Removing Parameterized URLs from Google Index
-
We have duplicate eCommerce websites, and we are in the process of implementing cross-domain canonicals. (We can't 301 - both sites are major brands). So far, this is working well - rankings are improving dramatically in most cases.
However, what we are seeing in some cases is that Google has indexed a parameterized page for the site being canonicaled (this is the site that is getting the canonical tag - the "from" page). When this happens, both sites are being ranked, and the parameterized page appears to be blocking the canonical.
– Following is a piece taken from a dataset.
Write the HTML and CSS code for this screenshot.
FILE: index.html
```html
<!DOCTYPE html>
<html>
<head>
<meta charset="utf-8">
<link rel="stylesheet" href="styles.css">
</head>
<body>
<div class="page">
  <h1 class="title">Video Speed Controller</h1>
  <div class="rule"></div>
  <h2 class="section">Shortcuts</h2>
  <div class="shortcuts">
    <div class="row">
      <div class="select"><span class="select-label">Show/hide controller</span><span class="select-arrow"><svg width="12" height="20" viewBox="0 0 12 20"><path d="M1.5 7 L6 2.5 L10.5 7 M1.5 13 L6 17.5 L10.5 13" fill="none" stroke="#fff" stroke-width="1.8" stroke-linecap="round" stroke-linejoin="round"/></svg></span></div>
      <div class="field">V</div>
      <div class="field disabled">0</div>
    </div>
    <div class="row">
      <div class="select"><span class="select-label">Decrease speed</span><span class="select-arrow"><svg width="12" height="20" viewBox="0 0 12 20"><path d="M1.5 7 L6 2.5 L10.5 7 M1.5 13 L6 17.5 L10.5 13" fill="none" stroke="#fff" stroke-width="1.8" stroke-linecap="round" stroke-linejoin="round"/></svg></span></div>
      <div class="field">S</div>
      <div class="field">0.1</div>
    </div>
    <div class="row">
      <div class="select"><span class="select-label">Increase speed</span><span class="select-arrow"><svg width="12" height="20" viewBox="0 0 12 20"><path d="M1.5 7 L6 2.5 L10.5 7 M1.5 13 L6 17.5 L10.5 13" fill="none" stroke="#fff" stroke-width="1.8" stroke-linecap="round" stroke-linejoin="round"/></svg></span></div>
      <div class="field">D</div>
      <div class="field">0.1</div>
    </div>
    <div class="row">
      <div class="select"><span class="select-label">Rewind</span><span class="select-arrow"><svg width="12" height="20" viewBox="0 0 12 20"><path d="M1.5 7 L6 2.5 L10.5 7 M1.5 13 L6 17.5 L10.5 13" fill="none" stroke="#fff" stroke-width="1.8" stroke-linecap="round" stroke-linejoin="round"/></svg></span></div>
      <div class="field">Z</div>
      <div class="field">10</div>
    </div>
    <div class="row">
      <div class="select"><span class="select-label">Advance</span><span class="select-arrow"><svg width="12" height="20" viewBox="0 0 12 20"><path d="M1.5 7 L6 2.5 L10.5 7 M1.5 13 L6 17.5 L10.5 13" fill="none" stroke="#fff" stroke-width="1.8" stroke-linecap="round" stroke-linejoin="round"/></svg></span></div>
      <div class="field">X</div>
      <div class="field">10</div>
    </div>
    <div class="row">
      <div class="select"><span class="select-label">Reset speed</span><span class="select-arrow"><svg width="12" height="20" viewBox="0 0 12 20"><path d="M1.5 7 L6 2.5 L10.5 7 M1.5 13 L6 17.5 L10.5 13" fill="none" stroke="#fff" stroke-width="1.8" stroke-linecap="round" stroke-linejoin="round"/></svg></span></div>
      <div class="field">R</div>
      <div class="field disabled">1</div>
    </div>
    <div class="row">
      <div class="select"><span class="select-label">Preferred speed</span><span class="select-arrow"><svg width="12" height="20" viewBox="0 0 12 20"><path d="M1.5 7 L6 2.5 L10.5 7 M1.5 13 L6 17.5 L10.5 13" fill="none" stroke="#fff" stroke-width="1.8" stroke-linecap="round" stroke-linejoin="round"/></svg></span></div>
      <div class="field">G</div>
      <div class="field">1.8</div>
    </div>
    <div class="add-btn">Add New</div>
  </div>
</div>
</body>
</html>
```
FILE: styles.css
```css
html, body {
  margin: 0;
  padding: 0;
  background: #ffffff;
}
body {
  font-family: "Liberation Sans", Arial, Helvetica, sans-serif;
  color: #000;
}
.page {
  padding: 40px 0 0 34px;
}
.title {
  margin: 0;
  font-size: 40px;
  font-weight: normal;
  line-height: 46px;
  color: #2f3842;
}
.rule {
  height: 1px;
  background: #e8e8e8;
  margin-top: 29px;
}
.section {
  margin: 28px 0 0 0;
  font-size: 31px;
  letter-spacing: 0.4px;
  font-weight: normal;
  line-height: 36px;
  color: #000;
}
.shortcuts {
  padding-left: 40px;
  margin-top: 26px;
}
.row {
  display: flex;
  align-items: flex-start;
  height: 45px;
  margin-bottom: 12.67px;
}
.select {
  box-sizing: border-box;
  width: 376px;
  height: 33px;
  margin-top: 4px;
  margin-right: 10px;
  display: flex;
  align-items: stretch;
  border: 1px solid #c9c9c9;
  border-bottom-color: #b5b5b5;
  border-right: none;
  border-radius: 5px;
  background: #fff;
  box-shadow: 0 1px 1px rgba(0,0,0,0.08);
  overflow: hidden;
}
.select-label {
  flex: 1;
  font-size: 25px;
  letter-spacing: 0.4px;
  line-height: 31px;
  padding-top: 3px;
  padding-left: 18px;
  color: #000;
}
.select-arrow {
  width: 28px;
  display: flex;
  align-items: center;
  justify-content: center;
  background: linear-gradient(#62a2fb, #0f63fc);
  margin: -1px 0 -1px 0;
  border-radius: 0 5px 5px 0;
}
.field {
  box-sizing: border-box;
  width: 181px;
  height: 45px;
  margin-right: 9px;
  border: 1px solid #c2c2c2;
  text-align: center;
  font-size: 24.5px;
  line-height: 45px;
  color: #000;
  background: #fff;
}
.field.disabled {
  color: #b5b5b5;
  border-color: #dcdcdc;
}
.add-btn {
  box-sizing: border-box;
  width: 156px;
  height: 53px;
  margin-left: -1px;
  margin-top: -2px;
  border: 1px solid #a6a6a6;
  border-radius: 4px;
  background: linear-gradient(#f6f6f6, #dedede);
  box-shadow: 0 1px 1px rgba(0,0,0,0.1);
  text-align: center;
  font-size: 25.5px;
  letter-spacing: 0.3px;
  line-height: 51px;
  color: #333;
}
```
The question is, how do I remove canonicaled pages from Google's index? If Google doesn't crawl the page in question, it never sees the canonical tag, and we still have duplicate content. Example:
A. www.domain2.com/productname.cfm%3FclickSource%3DXSELL_PR is ranked at #35, and
B. www.domain1.com/productname.cfm is ranked at #12.
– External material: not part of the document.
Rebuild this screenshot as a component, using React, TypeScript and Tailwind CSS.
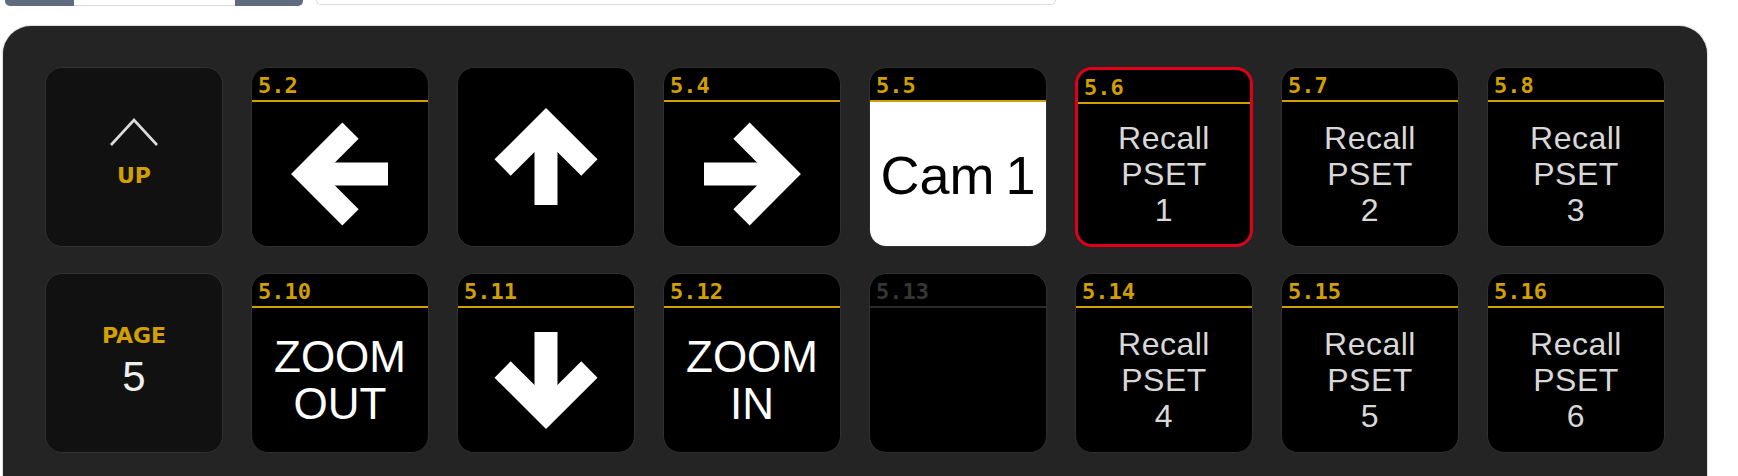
const YELLOW = '#d1a000';

type Dir = 'left' | 'up' | 'right' | 'down';

const angles: Record<Dir, number> = { left: 0, up: 90, right: 180, down: 270 };

const Arrow = ({ dir }: { dir: Dir }) => (
  <svg width="106" height="106" viewBox="0 0 106 106" fill="none">
    <g transform={`rotate(${angles[dir]} 53 53)`} stroke="#fff" strokeWidth="23">
      <path d="M63.5 9.6 L20.3 53 L63.5 96.4" strokeLinejoin="miter" strokeMiterlimit="4" />
      <path d="M34 53 H101" />
    </g>
  </svg>
);

type Key = {
  id: string;
  label?: string;
  kind: 'arrow' | 'text' | 'cam' | 'recall' | 'empty';
  dir?: Dir;
  lines?: string[];
  active?: boolean;
};

const row1: Key[] = [
  { id: '5.2', label: '5.2', kind: 'arrow', dir: 'left' },
  { id: '5.3', kind: 'arrow', dir: 'up' },
  { id: '5.4', label: '5.4', kind: 'arrow', dir: 'right' },
  { id: '5.5', label: '5.5', kind: 'cam' },
  { id: '5.6', label: '5.6', kind: 'recall', lines: ['Recall', 'PSET', '1'], active: true },
  { id: '5.7', label: '5.7', kind: 'recall', lines: ['Recall', 'PSET', '2'] },
  { id: '5.8', label: '5.8', kind: 'recall', lines: ['Recall', 'PSET', '3'] },
];

const row2: Key[] = [
  { id: '5.10', label: '5.10', kind: 'text', lines: ['ZOOM', 'OUT'] },
  { id: '5.11', label: '5.11', kind: 'arrow', dir: 'down' },
  { id: '5.12', label: '5.12', kind: 'text', lines: ['ZOOM', 'IN'] },
  { id: '5.13', label: '5.13', kind: 'empty' },
  { id: '5.14', label: '5.14', kind: 'recall', lines: ['Recall', 'PSET', '4'] },
  { id: '5.15', label: '5.15', kind: 'recall', lines: ['Recall', 'PSET', '5'] },
  { id: '5.16', label: '5.16', kind: 'recall', lines: ['Recall', 'PSET', '6'] },
];

const KeyCard = ({ k }: { k: Key }) => {
  const disabled = k.kind === 'empty';
  return (
    <div
      className={`h-[180px] rounded-[17px] overflow-hidden flex flex-col bg-black ${
        k.active ? 'border-[3px] border-[#e0001a]' : 'border border-[#303030]'
      }`}
    >
      {k.label && (
        <div
          className={`h-[34px] shrink-0 border-b-2 pl-[6px] pt-[7px] ${
            disabled ? 'border-[#2b2b2b] text-[#363636]' : 'border-[#d1a000] text-[#d1a000]'
          }`}
        >
          <span className="block text-[22px] leading-none font-bold font-['DejaVu_Sans_Mono',monospace]">{k.label}</span>
        </div>
      )}
      <div
        className={`flex-1 flex flex-col items-center justify-center text-center ${
          k.kind === 'cam' ? 'bg-white' : ''
        }`}
      >
        {k.kind === 'arrow' && k.dir && <Arrow dir={k.dir} />}
        {k.kind === 'cam' && (
          <span className="text-[54px] leading-none text-black font-['Liberation_Sans',Arial,sans-serif] pt-[2px] [word-spacing:-4px]">
            Cam 1
          </span>
        )}
        {k.kind === 'recall' &&
          k.lines?.map((l) => (
            <span
              key={l}
              className="block text-[32px] leading-[36px] tracking-[0.5px] text-[#d8d8d8] font-['Liberation_Sans',Arial,sans-serif]"
            >
              {l}
            </span>
          ))}
        {k.kind === 'text' &&
          k.lines?.map((l) => (
            <span
              key={l}
              className="block text-[44px] leading-[47px] text-white font-['Liberation_Sans',Arial,sans-serif]"
            >
              {l}
            </span>
          ))}
      </div>
    </div>
  );
};

const App = () => {
  return (
    <div className="w-[1738px] h-[476px] overflow-hidden bg-white">
      {/* bottoms of the toolbar controls above */}
      <div className="flex items-start h-[6px] pl-[5px]">
        <div className="flex h-[6px]">
          <div className="w-[69px] bg-[#5f6b7e] rounded-bl-[5px]" />
          <div className="w-[161px] bg-white border-b border-[#d6d9e0]" />
          <div className="w-[68px] bg-[#5f6b7e] rounded-br-[5px]" />
        </div>
        <div className="ml-[13px] w-[740px] h-[5px] border border-t-0 border-[#dadde3] rounded-b-[5px] bg-white" />
      </div>

      <div className="mt-[20px] ml-[3px] w-[1704px] rounded-t-[28px] bg-[#242424] px-[42px] pt-[41px] pb-[41px] shadow-[0_0_2px_rgba(0,0,0,0.45)]">
        <div className="grid grid-cols-8 gap-x-[28px] gap-y-[26px]">
          <div className="h-[180px] rounded-[17px] border border-[#303030] bg-[#111111] flex flex-col items-center justify-center pb-[11px]">
            <svg width="50" height="30" viewBox="0 0 50 30" fill="none">
              <path d="M2 28 L25 3 L48 28" stroke="#dcdcdc" strokeWidth="2.6" />
            </svg>
            <span className="mt-[18px] text-[22px] leading-none font-bold text-[#d1a000] font-['DejaVu_Sans',sans-serif]">UP</span>
          </div>
          {row1.map((k) => (
            <KeyCard key={k.id} k={k} />
          ))}

          <div className="h-[180px] rounded-[17px] border border-[#303030] bg-[#111111] flex flex-col items-center justify-center pb-[4px]">
            <span className="text-[22px] leading-none font-bold text-[#d1a000] font-['DejaVu_Sans',sans-serif]">PAGE</span>
            <span className="mt-[9px] text-[42px] leading-none text-[#eeeeee] font-['Liberation_Sans',Arial,sans-serif]">5</span>
          </div>
          {row2.map((k) => (
            <KeyCard key={k.id} k={k} />
          ))}
        </div>
      </div>
    </div>
  );
};

export default App;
(yes, I know that upper case is bad. We fixed that too.)
Page A has the canonical tag, but page B's rank didn't improve. I know that there are no guarantees that it will improve, but I am seeing a pattern.
Page A appears to be preventing Google from passing link juice via canonical. If Google doesn't crawl Page A, it can't see the rel=canonical tag. We likely have thousands of pages like this. Any ideas? Does it make sense to block the "clicksource" parameter in GWT? That kind of scares me.
-
The reason that duplicate content is an issue is because Google will eventually drop one of the duplicates from its index, and if you have both page A and page B canonicalized to page B, Google will eventually drop page A in favor of page B.
If you are concerned that page A is not being crawled, you can use Fetch as Google to ask Google to recrawl it. But if A is not being crawled and B is, again B will be chosen over A in the results pages.